Beyond financial penalties, willful failure to file a return or pay taxes can lead to criminal charges under IRC Section 7203. While less common for simple non-filing without intent to defraud, such offenses are misdemeanors punishable by fines up to $25,000 for individuals, imprisonment for up to one year, or both, along with prosecution costs. If a tax refund is due, it can be forfeited if the return is not filed within three years from the original due date. However, no late filing penalty is assessed if a refund is owed.

How the IRS Identifies Non-Filers

The IRS employs several methods to identify individuals who have not filed their required tax returns. A primary method is information matching, where the agency cross-references data received from various third parties. Employers and financial institutions, for instance, submit copies of W-2 forms for wages and 1099 forms for other types of income, such as interest, dividends, and independent contractor payments. The IRS compares this reported income against filed tax returns to identify discrepancies.

State agencies and public records can also provide additional data points that indicate a filing requirement. Tips from informants may also alert the IRS to potential non-filers. Non-filing can also come to light during an audit initiated for a different tax year or through specific investigations targeting non-compliant taxpayers.

Steps to Take When You Haven’t Filed

Addressing unfiled tax returns begins with determining all the tax years for which returns are outstanding. Once the unfiled years are identified, the next step involves gathering all necessary financial documents for each of those years.

Essential documents include W-2 forms from employers, 1099 forms for various income types like interest, dividends, and independent contractor earnings, and K-1 forms for partnership or S-corporation income. Records of deductions and credits, such as mortgage interest statements or charitable contribution receipts, are also important. If any of these documents are missing, individuals can request wage and income transcripts from the IRS, which provide data from forms reported to the agency. These transcripts can be obtained online or by mailing Form 4506.

After collecting all relevant information, the past-due tax returns must be prepared accurately. This can be done using tax software that supports prior-year returns, by hiring a qualified tax professional such as a Certified Public Accountant (CPA) or an Enrolled Agent, or by directly using IRS forms. Once the returns are prepared, the tax liability or potential refund amount for each year will be determined. It is important to file all past-due returns, even if the full amount of tax owed cannot be paid immediately, as this action stops the accrual of the failure-to-file penalty.

Resolving Your Tax Debt

Once past-due tax returns have been prepared, the next step is to submit them to the IRS. For prior-year returns, e-filing may not be available, so mailing paper returns to the appropriate IRS processing center is often necessary. After submission, attention turns to resolving any tax debt identified.

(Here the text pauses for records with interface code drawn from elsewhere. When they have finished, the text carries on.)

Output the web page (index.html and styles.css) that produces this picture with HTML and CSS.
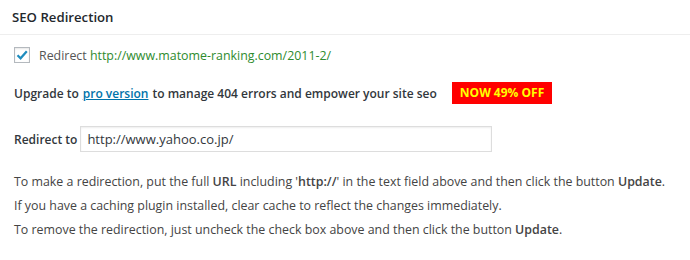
FILE: index.html
```html
<!DOCTYPE html>
<html lang="en">

<head>
    <meta charset="UTF-8">
    <title>SEO Redirection</title>
    <link rel="stylesheet" href="styles.css">
</head>

<body>
    <div class="postbox">
        <h2 class="hndle">SEO Redirection</h2>

        <div class="inside">
            <p class="check-row">
                <span class="checkbox checked">
                    <svg width="12" height="12" viewBox="0 0 12 12">
                        <path d="M1.5 6.2 L4.6 9.3 L10.8 2.2" fill="none" stroke="#1e8cbe" stroke-width="2.2" />
                    </svg>
                </span>
                <label class="check-label">Redirect <span class="url">http://www.matome-ranking.com/2011-2/</span></label>
            </p>

            <p class="upgrade">
                Upgrade to <a href="#">pro version</a> to manage 404 errors and empower your site seo
                <span class="badge">NOW 49% OFF</span>
            </p>

            <div class="redirect-row">
                <label for="redirectTo">Redirect to</label>
                <input type="text" id="redirectTo" value="http://www.yahoo.co.jp/">
            </div>

            <div class="help">
                <p>To make a redirection, put the full <b>URL</b> including '<b>http://</b>' in the text field above and then click the button <b>Update</b>.</p>
                <p>If you have a caching plugin installed, clear cache to reflect the changes immediately.</p>
                <p>To remove the redirection, just uncheck the check box above and then click the button <b>Update</b>.</p>
            </div>
        </div>
    </div>
</body>

</html>
```

FILE: styles.css
```css
body {
    margin: 0;
    background: #fff;
    color: #444;
    font-family: "Open Sans", "Noto Sans", sans-serif;
    font-size: 12.4px;
}

.postbox {
    background: #fff;
}

.hndle {
    margin: 0;
    padding: 8px 12px 8px;
    height: 18px;
    line-height: 18px;
    font-size: 13.2px;
    font-weight: 600;
    color: #23282d;
    border-bottom: 1px solid #eee;
}

.inside {
    padding: 0 14px;
}

.inside p {
    margin: 0;
}

.check-row {
    display: flex;
    align-items: center;
    padding-top: 12px;
    height: 16px;
}

.checkbox {
    width: 14px;
    height: 14px;
    border: 1px solid #b4b9be;
    box-shadow: inset 0 1px 2px rgba(0, 0, 0, .1);
    display: flex;
    align-items: center;
    justify-content: center;
    margin-right: 9px;
}

.check-label {
    color: #555;
}

.url {
    color: #2e8b2e;
}

.upgrade {
    margin-top: 19px !important;
    display: flex;
    align-items: center;
    font-size: 12px;
    font-weight: 600;
    color: #32373c;
    height: 22px;
    white-space: nowrap;
}

.upgrade a {
    color: #0073aa;
    margin: 0 4px;
}

.badge {
    background: #f00;
    color: #ff0;
    font-weight: 700;
    padding: 0 8px;
    height: 22px;
    line-height: 22px;
    margin-left: 15px;
}

.redirect-row {
    display: flex;
    align-items: center;
    margin-top: 22px;
    font-size: 12px;
}

.redirect-row label {
    font-weight: 600;
    color: #32373c;
    margin-right: 3px;
}

.redirect-row input {
    width: 412px;
    height: 26px;
    box-sizing: border-box;
    border: 1px solid #ddd;
    box-shadow: inset 0 1px 2px rgba(0, 0, 0, .07);
    padding: 0 6px;
    font-family: inherit;
    font-size: 13px;
    color: #32373c;
}

.help {
    margin-top: 18px;
}

.help p {
    line-height: 24px;
}

.help b {
    font-weight: 600;
}
```
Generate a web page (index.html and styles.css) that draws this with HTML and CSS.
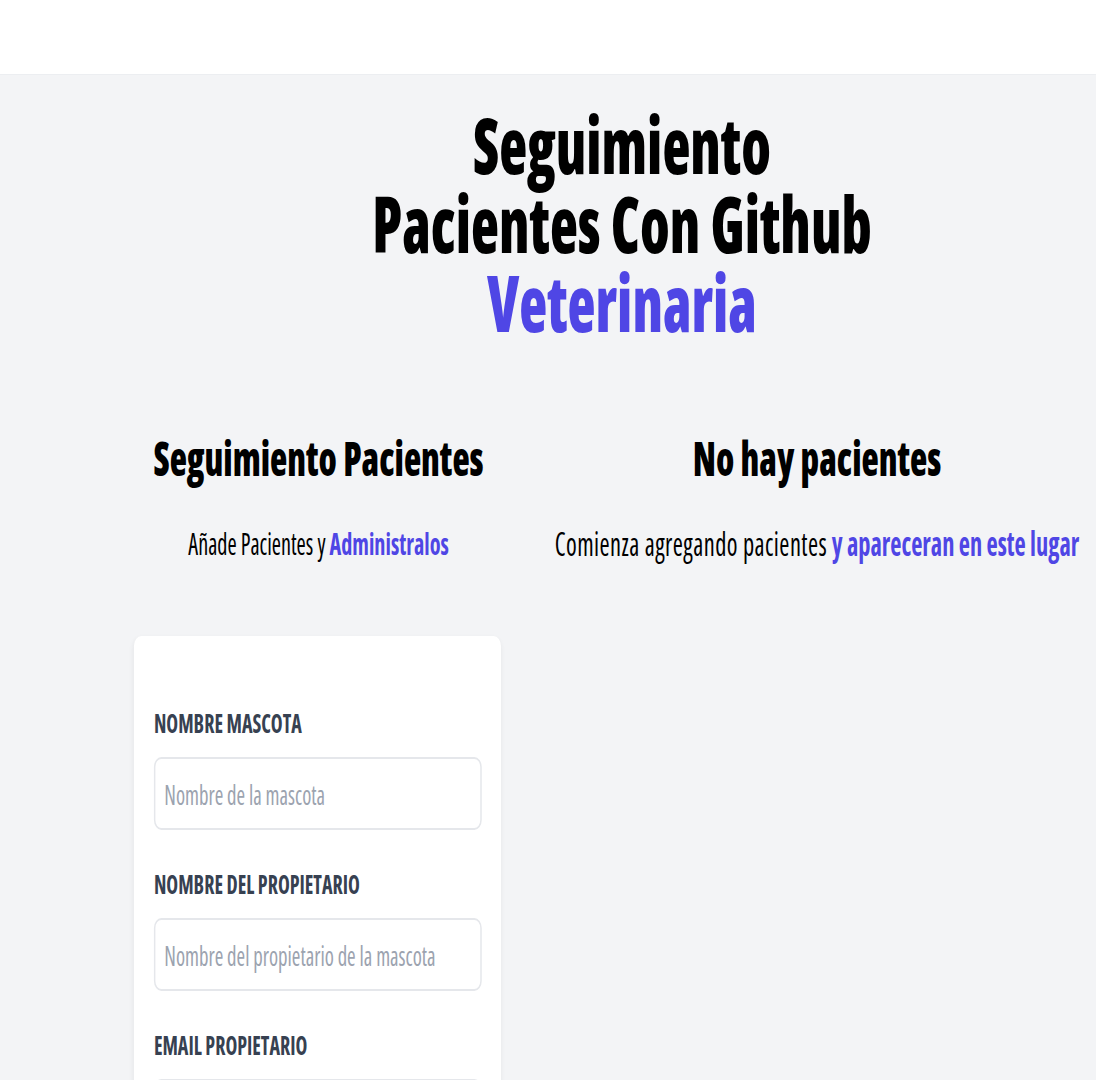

If the full tax amount cannot be paid immediately, several payment options are available. An Installment Agreement, authorized under IRC Section 6159, allows taxpayers to make monthly payments for up to 72 months, or six years. While an installment agreement provides a structured payment plan, interest and penalties continue to accrue on the outstanding balance.

Another option is an Offer in Compromise (OIC), governed by IRC Section 7122, which allows certain taxpayers to settle their tax liability for a lower amount than what is owed. This option is typically considered when there is doubt about the IRS’s ability to collect the full amount, doubt about the accuracy of the tax liability, or when collection would cause economic hardship.

For taxpayers experiencing severe financial hardship, Currently Not Collectible (CNC) status may be granted. While in CNC status, the IRS temporarily halts collection activities like levies and liens, but the debt does not disappear, and interest and penalties continue to accrue. To qualify for CNC status, taxpayers must demonstrate their inability to pay without causing significant hardship, often by providing detailed financial information on Form 433. The IRS will process the submitted returns, send notices regarding any assessed penalties and interest, and confirm the details of any payment arrangements.